* **SHORT PROBLEM**:
Identify the lines in the data below that contain "page" and give only how many there are.

====

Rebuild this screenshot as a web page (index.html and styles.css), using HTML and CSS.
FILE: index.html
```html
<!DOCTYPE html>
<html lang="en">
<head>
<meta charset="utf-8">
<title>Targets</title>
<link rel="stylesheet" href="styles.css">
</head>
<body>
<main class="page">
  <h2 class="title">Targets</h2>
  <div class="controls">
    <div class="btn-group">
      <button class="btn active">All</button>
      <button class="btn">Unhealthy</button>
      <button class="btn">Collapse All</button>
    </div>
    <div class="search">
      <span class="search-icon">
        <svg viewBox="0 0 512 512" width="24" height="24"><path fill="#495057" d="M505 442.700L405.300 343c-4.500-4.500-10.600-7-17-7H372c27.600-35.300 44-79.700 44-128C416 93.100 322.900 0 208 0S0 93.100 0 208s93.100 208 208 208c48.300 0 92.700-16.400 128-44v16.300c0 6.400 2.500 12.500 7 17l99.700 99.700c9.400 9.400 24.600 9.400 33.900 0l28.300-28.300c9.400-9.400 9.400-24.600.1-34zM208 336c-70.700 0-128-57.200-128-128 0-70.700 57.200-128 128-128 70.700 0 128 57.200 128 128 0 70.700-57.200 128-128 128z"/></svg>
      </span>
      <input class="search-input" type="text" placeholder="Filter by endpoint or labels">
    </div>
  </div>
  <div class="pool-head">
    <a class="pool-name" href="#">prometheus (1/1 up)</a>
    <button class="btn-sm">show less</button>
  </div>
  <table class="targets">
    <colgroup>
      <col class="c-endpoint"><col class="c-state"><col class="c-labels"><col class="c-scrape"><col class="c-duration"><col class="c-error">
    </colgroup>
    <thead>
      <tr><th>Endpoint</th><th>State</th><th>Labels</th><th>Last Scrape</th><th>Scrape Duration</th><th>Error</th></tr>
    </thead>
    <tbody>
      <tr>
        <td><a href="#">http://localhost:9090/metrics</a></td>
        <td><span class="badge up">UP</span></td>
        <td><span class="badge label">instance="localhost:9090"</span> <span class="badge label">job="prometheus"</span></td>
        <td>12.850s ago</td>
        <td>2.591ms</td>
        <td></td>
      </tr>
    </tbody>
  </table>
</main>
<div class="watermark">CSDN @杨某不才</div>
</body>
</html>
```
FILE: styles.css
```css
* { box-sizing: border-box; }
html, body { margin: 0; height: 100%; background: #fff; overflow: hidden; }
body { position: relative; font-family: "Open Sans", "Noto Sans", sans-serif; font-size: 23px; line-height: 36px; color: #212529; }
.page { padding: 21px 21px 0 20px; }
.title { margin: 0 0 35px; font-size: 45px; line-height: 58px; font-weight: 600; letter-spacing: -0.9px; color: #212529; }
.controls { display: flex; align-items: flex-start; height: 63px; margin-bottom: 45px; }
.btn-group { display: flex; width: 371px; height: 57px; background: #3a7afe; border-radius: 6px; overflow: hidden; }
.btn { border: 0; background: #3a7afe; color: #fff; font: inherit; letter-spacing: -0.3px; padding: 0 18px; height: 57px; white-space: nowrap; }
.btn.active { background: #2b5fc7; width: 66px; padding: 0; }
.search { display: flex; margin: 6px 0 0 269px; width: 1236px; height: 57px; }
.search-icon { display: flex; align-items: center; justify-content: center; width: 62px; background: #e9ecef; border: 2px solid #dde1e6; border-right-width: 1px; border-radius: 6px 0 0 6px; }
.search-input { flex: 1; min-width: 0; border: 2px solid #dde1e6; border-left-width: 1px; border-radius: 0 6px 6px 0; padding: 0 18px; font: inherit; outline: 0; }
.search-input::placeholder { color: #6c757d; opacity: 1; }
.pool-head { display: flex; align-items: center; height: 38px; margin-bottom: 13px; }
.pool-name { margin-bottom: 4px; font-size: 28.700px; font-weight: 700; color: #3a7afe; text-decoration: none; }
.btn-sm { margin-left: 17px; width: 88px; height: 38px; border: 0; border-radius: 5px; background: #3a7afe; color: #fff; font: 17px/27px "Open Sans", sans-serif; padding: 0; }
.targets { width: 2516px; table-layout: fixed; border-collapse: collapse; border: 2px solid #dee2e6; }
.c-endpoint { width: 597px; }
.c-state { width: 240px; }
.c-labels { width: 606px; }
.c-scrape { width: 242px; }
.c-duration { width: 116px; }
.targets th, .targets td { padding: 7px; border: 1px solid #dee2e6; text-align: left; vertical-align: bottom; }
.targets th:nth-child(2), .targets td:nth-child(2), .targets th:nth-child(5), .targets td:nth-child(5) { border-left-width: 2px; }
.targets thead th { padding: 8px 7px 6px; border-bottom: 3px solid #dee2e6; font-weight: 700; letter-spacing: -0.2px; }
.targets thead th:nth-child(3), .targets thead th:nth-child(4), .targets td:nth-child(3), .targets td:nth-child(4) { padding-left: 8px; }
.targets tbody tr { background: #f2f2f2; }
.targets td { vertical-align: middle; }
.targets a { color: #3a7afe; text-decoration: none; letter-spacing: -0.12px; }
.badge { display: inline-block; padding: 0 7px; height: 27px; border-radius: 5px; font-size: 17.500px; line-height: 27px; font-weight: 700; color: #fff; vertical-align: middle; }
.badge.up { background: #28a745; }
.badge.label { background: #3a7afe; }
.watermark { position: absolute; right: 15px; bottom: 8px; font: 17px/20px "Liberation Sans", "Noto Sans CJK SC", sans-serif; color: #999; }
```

====

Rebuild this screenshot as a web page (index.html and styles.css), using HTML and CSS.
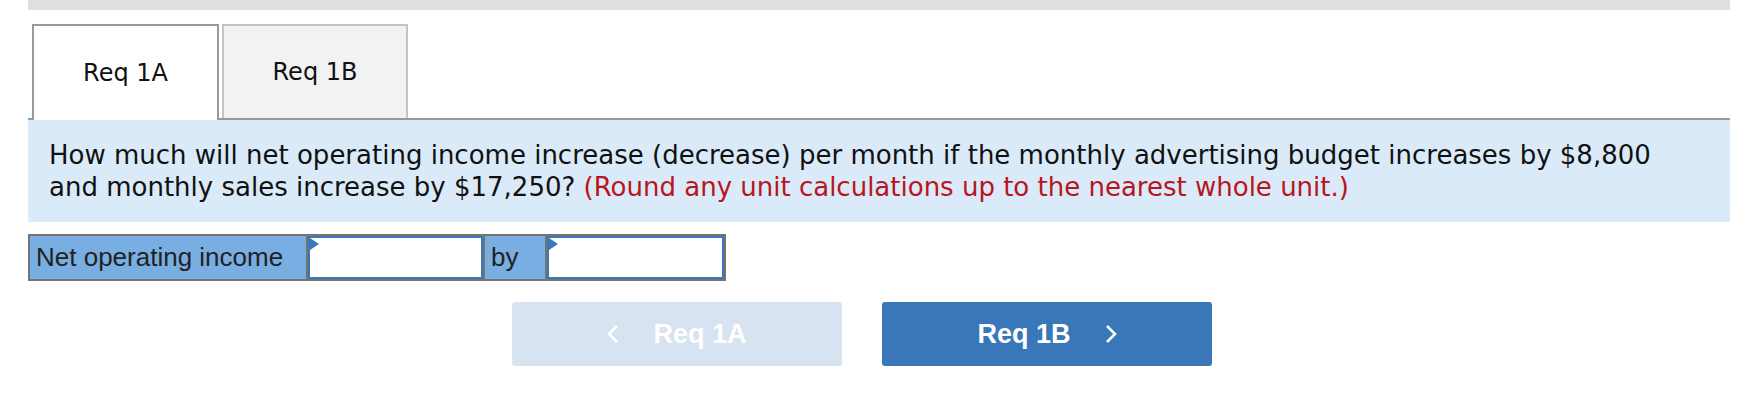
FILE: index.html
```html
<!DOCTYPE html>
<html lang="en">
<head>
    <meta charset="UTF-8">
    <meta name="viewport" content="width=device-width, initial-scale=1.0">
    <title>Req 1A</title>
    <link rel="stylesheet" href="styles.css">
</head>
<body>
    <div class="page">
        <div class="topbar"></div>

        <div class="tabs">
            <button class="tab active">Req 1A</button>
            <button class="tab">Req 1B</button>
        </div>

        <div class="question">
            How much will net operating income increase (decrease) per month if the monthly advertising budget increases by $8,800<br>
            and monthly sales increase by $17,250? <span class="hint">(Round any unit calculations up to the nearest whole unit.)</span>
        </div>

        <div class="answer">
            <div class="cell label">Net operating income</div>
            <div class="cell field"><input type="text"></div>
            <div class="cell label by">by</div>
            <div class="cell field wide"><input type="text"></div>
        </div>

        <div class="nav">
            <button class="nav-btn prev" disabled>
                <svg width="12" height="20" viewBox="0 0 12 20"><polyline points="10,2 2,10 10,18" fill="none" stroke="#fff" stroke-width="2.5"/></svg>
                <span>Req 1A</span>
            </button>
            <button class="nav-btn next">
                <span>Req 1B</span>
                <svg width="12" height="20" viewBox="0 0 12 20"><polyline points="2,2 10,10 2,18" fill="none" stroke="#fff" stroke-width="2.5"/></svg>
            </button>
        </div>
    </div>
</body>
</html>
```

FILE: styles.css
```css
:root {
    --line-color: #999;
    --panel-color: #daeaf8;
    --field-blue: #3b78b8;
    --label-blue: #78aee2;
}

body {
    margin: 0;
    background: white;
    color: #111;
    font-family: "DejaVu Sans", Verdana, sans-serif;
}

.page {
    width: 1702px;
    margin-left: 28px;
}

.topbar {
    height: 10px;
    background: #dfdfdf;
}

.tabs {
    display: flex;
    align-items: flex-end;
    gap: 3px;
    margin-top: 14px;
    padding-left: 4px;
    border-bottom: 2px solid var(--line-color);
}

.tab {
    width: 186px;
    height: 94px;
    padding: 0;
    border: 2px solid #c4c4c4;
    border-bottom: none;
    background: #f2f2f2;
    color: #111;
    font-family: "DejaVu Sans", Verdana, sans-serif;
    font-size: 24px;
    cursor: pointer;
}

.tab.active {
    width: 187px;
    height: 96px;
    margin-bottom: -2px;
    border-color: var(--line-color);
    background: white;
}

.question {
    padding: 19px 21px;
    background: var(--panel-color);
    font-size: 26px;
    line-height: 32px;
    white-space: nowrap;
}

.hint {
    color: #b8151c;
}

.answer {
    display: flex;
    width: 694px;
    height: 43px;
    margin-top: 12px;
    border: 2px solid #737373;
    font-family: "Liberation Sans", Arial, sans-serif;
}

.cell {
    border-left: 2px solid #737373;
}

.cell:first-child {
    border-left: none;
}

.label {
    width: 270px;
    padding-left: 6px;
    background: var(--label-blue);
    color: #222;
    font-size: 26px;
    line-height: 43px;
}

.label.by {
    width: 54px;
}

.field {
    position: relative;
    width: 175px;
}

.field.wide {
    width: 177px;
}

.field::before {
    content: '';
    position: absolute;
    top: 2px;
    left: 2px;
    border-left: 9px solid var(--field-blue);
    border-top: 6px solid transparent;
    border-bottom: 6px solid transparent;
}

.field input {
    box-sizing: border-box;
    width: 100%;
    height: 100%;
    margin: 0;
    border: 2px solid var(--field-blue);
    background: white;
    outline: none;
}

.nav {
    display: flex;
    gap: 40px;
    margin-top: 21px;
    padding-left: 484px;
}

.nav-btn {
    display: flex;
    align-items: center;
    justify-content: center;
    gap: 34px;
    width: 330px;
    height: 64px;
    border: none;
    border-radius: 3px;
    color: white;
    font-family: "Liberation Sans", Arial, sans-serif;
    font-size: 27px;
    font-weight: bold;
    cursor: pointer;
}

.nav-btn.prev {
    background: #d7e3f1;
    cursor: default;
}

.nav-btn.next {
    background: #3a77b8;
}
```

====

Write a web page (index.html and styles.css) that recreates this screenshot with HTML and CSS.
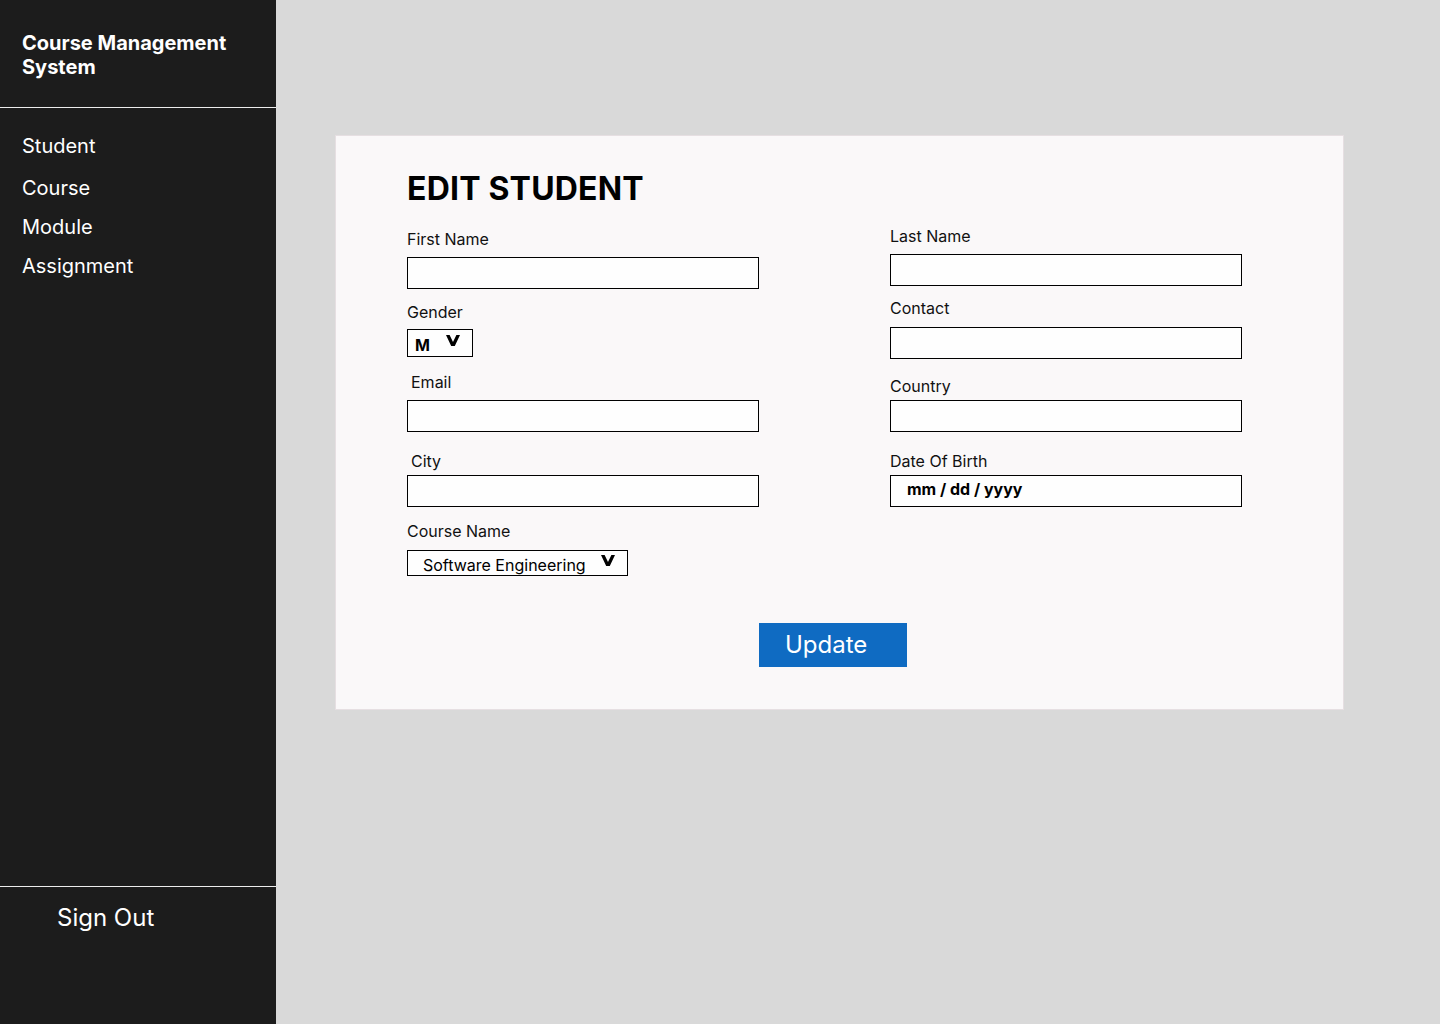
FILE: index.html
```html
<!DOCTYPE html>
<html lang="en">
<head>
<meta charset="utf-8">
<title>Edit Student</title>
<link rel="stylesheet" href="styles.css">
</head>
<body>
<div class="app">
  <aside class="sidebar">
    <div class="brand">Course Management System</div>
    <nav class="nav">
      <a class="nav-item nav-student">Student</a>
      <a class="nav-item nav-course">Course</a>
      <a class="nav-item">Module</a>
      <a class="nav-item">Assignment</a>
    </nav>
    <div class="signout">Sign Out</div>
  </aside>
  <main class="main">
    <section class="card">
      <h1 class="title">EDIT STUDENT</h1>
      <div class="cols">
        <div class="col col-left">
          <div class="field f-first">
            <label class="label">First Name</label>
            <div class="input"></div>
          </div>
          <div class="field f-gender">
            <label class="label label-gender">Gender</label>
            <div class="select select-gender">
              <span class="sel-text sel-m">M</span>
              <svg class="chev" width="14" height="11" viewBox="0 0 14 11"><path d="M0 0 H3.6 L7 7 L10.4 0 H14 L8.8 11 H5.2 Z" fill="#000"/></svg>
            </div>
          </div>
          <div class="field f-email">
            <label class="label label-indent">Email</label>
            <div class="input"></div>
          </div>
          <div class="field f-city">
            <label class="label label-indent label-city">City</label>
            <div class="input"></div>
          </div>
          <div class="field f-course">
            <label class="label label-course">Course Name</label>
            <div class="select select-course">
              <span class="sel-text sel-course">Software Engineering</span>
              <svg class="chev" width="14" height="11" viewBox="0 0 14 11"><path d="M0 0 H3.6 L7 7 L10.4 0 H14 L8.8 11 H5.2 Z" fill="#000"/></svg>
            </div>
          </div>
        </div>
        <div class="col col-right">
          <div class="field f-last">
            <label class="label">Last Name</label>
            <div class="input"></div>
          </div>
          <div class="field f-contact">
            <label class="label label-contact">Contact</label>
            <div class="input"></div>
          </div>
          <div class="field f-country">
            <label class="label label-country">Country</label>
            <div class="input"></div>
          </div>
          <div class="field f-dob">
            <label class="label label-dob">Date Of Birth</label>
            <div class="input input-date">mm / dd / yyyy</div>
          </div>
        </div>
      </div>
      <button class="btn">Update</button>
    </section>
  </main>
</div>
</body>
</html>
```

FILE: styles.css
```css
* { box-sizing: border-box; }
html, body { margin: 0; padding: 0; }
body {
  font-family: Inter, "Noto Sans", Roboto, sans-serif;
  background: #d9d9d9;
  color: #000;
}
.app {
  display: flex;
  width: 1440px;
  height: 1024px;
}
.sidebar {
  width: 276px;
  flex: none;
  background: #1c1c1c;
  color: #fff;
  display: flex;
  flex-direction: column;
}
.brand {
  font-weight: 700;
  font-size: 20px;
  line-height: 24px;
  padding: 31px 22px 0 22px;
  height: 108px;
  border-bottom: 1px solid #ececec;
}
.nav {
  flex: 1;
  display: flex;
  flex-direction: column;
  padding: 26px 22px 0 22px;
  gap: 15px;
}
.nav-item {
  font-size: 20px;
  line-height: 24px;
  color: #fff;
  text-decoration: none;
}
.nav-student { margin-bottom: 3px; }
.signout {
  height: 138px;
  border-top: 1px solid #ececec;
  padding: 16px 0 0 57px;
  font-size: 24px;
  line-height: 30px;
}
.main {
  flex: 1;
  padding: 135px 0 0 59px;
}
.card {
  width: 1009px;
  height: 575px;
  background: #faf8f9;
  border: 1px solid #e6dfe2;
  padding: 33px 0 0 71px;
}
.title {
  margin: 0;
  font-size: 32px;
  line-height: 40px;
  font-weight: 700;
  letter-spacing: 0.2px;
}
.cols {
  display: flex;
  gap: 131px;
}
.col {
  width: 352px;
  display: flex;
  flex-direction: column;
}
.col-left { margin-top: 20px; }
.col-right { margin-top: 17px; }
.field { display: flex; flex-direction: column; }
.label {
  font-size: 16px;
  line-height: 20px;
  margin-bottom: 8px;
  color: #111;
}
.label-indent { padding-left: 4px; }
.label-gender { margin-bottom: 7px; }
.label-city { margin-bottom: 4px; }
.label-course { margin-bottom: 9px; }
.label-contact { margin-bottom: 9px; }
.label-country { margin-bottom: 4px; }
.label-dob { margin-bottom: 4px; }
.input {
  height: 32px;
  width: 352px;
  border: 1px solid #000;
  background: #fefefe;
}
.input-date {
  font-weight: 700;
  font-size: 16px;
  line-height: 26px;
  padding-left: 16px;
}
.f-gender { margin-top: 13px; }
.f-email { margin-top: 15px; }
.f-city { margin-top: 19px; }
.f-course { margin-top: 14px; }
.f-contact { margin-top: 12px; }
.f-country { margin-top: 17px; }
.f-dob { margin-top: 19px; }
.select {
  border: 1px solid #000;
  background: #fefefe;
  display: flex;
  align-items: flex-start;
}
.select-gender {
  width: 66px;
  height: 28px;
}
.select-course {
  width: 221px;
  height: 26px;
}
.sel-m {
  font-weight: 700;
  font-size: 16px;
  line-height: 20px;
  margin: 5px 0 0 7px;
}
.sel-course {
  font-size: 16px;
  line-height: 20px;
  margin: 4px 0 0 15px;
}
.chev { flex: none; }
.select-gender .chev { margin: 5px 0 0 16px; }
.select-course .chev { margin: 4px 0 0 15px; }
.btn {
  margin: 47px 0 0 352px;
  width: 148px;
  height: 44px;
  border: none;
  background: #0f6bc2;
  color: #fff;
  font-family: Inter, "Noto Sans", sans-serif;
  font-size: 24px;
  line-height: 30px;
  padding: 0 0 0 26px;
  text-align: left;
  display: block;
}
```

====

* **RESPONSE TO THIS TASK**:
7